Black History Month talk
To celebrate Black History Month, Abz will be giving a Zoom talk on Wednesday October 6 at an event organised by Fife Contemporary.
The self-proclaimed queer Scottish-Jamaican tattoo and graffiti artist, who works as a tattooist in Kirkcaldy, will introduce her inspirations and varied creative work which ranges from intricate tattoos to street art, including a large scale contribution to the Scottish Black Lives Matter mural trail at Edinburgh’s Usher Hall in 2020.
Furloughed during the first lockdown and angry following the death of George Floyd in the USA, Abz remembers being unable to sleep one night.
She picked up her iPad and started drawing.
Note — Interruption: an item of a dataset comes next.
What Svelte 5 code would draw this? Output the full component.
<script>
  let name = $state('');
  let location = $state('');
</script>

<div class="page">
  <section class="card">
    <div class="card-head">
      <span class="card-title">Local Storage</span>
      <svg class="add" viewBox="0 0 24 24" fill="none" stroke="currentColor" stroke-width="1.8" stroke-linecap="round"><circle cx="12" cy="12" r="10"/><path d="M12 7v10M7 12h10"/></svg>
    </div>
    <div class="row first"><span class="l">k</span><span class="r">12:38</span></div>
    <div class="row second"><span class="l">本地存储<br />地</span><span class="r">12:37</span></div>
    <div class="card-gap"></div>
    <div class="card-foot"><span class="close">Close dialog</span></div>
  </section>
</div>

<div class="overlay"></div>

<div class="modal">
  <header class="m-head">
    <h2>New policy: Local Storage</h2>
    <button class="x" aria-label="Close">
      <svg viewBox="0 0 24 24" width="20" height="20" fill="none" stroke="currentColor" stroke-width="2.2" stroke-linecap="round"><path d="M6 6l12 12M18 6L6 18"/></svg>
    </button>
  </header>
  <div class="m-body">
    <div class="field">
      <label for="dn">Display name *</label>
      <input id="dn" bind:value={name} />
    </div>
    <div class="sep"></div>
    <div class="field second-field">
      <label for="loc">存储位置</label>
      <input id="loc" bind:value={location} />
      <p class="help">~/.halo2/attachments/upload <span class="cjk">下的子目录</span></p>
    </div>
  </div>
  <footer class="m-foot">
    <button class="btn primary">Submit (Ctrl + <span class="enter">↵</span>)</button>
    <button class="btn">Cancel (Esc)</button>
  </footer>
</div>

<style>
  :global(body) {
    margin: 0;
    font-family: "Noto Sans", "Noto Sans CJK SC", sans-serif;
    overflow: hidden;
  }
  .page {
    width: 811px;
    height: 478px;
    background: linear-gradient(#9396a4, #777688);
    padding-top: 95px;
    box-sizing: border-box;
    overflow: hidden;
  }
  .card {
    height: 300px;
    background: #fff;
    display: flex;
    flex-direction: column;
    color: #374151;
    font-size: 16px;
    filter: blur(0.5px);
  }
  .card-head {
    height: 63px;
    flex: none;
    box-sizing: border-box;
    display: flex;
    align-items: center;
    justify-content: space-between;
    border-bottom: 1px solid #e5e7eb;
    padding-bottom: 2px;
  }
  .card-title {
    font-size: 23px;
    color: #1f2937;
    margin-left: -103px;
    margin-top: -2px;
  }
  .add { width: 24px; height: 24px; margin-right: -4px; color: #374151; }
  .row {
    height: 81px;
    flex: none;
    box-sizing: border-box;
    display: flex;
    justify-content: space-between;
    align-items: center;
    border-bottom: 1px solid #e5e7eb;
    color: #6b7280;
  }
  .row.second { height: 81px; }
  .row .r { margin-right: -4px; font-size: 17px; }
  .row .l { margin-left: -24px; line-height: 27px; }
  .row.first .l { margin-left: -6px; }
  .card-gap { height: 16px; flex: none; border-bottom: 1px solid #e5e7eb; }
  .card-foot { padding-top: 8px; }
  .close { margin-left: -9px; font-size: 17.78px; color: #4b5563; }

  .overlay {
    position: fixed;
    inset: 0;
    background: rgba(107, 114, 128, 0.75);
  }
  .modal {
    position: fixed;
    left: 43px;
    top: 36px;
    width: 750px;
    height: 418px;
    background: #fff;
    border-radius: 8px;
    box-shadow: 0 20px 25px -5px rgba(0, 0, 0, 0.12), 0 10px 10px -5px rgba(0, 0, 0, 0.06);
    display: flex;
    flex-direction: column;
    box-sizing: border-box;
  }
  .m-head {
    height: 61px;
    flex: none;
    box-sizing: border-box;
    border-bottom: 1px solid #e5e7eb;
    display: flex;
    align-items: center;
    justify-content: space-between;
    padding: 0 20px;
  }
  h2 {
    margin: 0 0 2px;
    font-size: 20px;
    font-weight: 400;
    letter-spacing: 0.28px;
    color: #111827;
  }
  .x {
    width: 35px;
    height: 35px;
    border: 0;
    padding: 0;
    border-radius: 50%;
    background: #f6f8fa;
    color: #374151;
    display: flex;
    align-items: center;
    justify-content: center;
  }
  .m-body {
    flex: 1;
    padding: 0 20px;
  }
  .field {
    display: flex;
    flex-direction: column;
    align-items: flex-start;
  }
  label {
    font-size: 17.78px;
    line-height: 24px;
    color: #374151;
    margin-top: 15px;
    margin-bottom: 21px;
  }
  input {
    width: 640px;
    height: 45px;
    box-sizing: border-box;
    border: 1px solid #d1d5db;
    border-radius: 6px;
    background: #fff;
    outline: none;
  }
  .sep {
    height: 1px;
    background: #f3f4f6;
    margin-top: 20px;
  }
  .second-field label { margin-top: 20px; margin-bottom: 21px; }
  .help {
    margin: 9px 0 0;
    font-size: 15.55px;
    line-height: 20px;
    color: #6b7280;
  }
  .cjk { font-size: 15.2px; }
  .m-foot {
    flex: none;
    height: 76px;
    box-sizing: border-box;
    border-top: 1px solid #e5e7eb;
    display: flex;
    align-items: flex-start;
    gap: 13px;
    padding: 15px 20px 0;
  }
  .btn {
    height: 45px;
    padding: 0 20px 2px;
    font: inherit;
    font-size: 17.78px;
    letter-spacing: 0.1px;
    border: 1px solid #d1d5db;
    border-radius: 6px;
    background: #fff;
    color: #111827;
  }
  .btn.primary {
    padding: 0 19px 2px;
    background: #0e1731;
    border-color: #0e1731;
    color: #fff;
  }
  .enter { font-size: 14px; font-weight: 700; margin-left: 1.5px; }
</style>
She posted her image to “illustrate the pain” she and others were feeling.
She started posting these drawings every day with a black or brown figure representing some form of community whether it be hope or pain.
Her work caught the eye of the organisers of the Black Lives Mural Trail in Edinburgh.
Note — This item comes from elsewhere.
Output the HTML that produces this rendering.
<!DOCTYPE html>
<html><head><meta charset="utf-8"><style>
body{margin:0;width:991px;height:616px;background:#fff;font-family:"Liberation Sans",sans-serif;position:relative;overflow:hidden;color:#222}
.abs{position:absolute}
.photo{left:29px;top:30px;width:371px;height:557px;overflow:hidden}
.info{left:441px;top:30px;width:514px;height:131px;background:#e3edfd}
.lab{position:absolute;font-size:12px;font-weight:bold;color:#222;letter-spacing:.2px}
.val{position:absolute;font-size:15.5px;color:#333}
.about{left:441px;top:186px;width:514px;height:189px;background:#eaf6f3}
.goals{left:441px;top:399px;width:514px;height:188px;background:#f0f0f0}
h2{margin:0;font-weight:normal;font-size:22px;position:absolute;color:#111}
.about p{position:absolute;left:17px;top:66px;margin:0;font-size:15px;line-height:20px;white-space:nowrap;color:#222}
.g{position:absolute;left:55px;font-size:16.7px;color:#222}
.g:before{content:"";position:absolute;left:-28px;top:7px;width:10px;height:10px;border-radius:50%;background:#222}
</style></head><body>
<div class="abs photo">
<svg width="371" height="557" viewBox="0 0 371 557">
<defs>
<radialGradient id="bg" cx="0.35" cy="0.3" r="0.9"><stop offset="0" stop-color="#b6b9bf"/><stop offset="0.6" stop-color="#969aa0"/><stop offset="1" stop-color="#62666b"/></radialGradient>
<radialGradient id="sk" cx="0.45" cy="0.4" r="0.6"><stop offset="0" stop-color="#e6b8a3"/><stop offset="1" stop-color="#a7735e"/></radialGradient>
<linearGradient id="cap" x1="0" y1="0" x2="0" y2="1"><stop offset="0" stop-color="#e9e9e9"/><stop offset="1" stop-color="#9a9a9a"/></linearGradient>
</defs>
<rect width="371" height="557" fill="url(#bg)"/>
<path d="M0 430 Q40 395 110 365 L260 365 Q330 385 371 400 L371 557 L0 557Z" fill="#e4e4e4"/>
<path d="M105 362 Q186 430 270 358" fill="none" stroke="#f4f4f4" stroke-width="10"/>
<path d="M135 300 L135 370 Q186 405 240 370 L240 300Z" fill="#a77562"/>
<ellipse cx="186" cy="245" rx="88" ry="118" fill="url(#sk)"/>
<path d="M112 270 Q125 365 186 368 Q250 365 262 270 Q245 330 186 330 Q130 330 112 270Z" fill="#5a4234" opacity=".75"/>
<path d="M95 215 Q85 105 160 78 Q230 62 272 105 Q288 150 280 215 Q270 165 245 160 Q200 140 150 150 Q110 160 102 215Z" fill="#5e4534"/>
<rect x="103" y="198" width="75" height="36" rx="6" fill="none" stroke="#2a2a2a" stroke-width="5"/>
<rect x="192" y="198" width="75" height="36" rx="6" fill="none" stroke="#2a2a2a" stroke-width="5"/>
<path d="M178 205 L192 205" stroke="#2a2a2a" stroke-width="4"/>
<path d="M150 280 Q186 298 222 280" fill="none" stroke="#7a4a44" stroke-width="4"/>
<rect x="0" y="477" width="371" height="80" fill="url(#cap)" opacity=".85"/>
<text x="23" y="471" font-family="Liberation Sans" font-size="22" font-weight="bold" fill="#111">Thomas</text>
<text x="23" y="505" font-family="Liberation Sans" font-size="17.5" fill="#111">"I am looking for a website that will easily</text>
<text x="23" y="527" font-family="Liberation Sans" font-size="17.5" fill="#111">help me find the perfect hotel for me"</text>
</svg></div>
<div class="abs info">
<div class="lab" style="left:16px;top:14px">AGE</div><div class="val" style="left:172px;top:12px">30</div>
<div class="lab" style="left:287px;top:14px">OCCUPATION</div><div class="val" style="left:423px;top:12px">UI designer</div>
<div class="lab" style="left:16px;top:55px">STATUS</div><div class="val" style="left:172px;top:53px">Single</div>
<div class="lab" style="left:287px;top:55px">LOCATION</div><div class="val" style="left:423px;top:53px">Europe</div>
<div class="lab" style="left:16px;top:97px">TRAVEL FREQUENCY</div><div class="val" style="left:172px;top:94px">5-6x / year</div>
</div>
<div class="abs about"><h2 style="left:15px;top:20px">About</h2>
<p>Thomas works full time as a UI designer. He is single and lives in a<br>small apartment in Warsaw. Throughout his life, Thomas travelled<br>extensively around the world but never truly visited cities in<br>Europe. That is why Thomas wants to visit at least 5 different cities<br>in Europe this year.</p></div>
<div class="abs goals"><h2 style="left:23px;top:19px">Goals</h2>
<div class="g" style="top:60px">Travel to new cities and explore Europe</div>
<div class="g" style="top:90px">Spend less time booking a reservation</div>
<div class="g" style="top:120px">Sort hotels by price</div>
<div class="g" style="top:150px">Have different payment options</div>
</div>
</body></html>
She was commissioned to create a piece that “illustrated the outrage and injustice of the death of Sheku Bayoh in Kirkcaldy in 2015.”
As well as the mural appearing on the Usher Hall, four poster boards of her work went along Edinburgh’s Lothian Road.
Her work even appeared in Hannah Lavery’s National Theatre of Scotland play Lament for Sheku Bayoh – a moment she admits brought her to tears.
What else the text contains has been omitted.